11. As rightly held by the Ld.CIT(A),the inability to meet the contractual obligation by the assessee cannot be termed as an offence or infraction of law so as to deny the claim of the assessee by invoking the expression 1 to sec 37(1) of the Act. We are in agreement with the Ld.CIT(A) that the eligibility of an item to tax or tax deduction can hardly be made to depend on the label given to it by the parties and at the same time the absence of a specific label cannot be destructive of the right of an assessee to claim a deduction, if in fact, the consideration for the receipt can be attributed to the sources indicated in the section. Merely because the assessee categorised the claim under “penalty levied on the assessee company for not complying to the terms of the contract”, is not permissible to the jump to the conclusion that such penalty was in respect of any offence or infraction of law committed by the assessee so as to invoke the provisions under Explanation 1 to section 37 (1) of the Act.
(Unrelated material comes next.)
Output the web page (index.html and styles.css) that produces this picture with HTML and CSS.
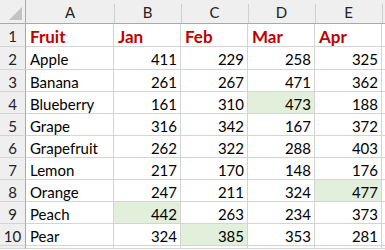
FILE: index.html
```html
<!DOCTYPE html>
<html>
<head>
<meta charset="utf-8">
<link rel="stylesheet" href="styles.css">
</head>
<body>
<div class="sheet">
  <div class="row head">
    <div class="rh corner"><span class="tri"></span></div>
    <div class="ch ca">A</div>
    <div class="ch cn">B</div>
    <div class="ch cn">C</div>
    <div class="ch cn">D</div>
    <div class="ch cn">E</div>
    <div class="ch cf"></div>
  </div>
  <div class="row r1">
    <div class="rh">1</div>
    <div class="c ca t">Fruit</div>
    <div class="c cn t">Jan</div>
    <div class="c cn t">Feb</div>
    <div class="c cn t">Mar</div>
    <div class="c cn t">Apr</div>
    <div class="c cf"></div>
  </div>
  <div class="row r2">
    <div class="rh">2</div>
    <div class="c ca">Apple</div>
    <div class="c cn n">411</div>
    <div class="c cn n">229</div>
    <div class="c cn n">258</div>
    <div class="c cn n">325</div>
    <div class="c cf"></div>
  </div>
  <div class="row">
    <div class="rh">3</div>
    <div class="c ca">Banana</div>
    <div class="c cn n">261</div>
    <div class="c cn n">267</div>
    <div class="c cn n">471</div>
    <div class="c cn n">362</div>
    <div class="c cf"></div>
  </div>
  <div class="row">
    <div class="rh">4</div>
    <div class="c ca">Blueberry</div>
    <div class="c cn n">161</div>
    <div class="c cn n">310</div>
    <div class="c cn n hi">473</div>
    <div class="c cn n">188</div>
    <div class="c cf"></div>
  </div>
  <div class="row">
    <div class="rh">5</div>
    <div class="c ca">Grape</div>
    <div class="c cn n">316</div>
    <div class="c cn n">342</div>
    <div class="c cn n">167</div>
    <div class="c cn n">372</div>
    <div class="c cf"></div>
  </div>
  <div class="row">
    <div class="rh">6</div>
    <div class="c ca">Grapefruit</div>
    <div class="c cn n">262</div>
    <div class="c cn n">322</div>
    <div class="c cn n">288</div>
    <div class="c cn n">403</div>
    <div class="c cf"></div>
  </div>
  <div class="row">
    <div class="rh">7</div>
    <div class="c ca">Lemon</div>
    <div class="c cn n">217</div>
    <div class="c cn n">170</div>
    <div class="c cn n">148</div>
    <div class="c cn n">176</div>
    <div class="c cf"></div>
  </div>
  <div class="row">
    <div class="rh">8</div>
    <div class="c ca">Orange</div>
    <div class="c cn n">247</div>
    <div class="c cn n">211</div>
    <div class="c cn n">324</div>
    <div class="c cn n hi">477</div>
    <div class="c cf"></div>
  </div>
  <div class="row">
    <div class="rh">9</div>
    <div class="c ca">Peach</div>
    <div class="c cn n hi">442</div>
    <div class="c cn n">263</div>
    <div class="c cn n">234</div>
    <div class="c cn n">373</div>
    <div class="c cf"></div>
  </div>
  <div class="row">
    <div class="rh">10</div>
    <div class="c ca">Pear</div>
    <div class="c cn n">324</div>
    <div class="c cn n hi">385</div>
    <div class="c cn n">353</div>
    <div class="c cn n">281</div>
    <div class="c cf"></div>
  </div>
  <div class="row tail">
    <div class="rh"></div>
    <div class="c ca"></div>
    <div class="c cn"></div>
    <div class="c cn"></div>
    <div class="c cn"></div>
    <div class="c cn"></div>
    <div class="c cf"></div>
  </div>
</div>
</body>
</html>
```
FILE: styles.css
```css
html, body {
  margin: 0;
  padding: 0;
  background: #ffffff;
  overflow: hidden;
}
.sheet {
  width: 385px;
  font-family: Lato, "Open Sans", sans-serif;
  font-size: 15px;
  color: #000000;
  overflow: hidden;
}
.row {
  display: flex;
  height: 22px;
}
.row.head {
  height: 24px;
  background: #efefef;
}
.row.r1 {
  height: 23px;
}
.row.r2 {
  height: 23px;
}
.row.tail {
  height: 3px;
}
.rh {
  width: 26px;
  flex: none;
  box-sizing: border-box;
  background: #efefef;
  border-right: 1px solid #a9a9a9;
  border-bottom: 1px solid #d4d4d4;
  display: flex;
  align-items: center;
  justify-content: center;
  color: #222222;
  padding-top: 2px;
}
.corner {
  position: relative;
  border-bottom: 1px solid #a9a9a9;
  padding-top: 0;
}
.tri {
  position: absolute;
  right: 3px;
  bottom: 3px;
  width: 0;
  height: 0;
  border-left: 13px solid transparent;
  border-bottom: 13px solid #c3c3c3;
}
.ch {
  flex: none;
  box-sizing: border-box;
  border-bottom: 1px solid #a9a9a9;
  display: flex;
  align-items: center;
  justify-content: center;
  color: #222222;
  position: relative;
  padding-top: 1px;
}
.ch::after {
  content: "";
  position: absolute;
  right: -1px;
  top: 4px;
  bottom: 0;
  width: 1px;
  background: #cfcfcf;
}
.ch.cf::after {
  display: none;
}
.c {
  flex: none;
  box-sizing: border-box;
  border-right: 1px solid #d4d4d4;
  border-bottom: 1px solid #d4d4d4;
  display: flex;
  align-items: center;
  padding: 2px 3px 0 4px;
  white-space: nowrap;
}
.ca { width: 88px; }
.cn { width: 67px; }
.cf { flex: 1 1 auto; min-width: 0; }
.n {
  justify-content: flex-end;
}
.t {
  color: #c00000;
  font-weight: 700;
  font-size: 17px;
}
.hi {
  background: #e2efda;
}
```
The expression “penalty was levied on the assessee company for not complying to the terms of the contract”, clearly indicates that it is a civil consequence for not complying with certain terms of contract and has nothing to do with any offence.

12. CIT(A) rightly applied the law laid down by the Hon’ble Apex Court in the case of Prakash Cotton Mills (supra), Swadeshi Cotton Mills (supra) and Continental Construction Limited (supra) and also the Kerala High Court in the case of Catholic Syrian Bank (supra) and the Andhra Pradesh High Court in the case of Bharat Televisions Private Limited (supra) to the facts of this case, and reached a right conclusion that the disallowance cannot be sustained. We are in agreement with the Ld. CIT(A) and consequently find that the grounds of appeal are devoid of merits. Grounds of appeal of the Revenue are dismissed.

13. In the result, appeal of the Revenue is dismissed.

Pronounced in open court on this the of November 2019.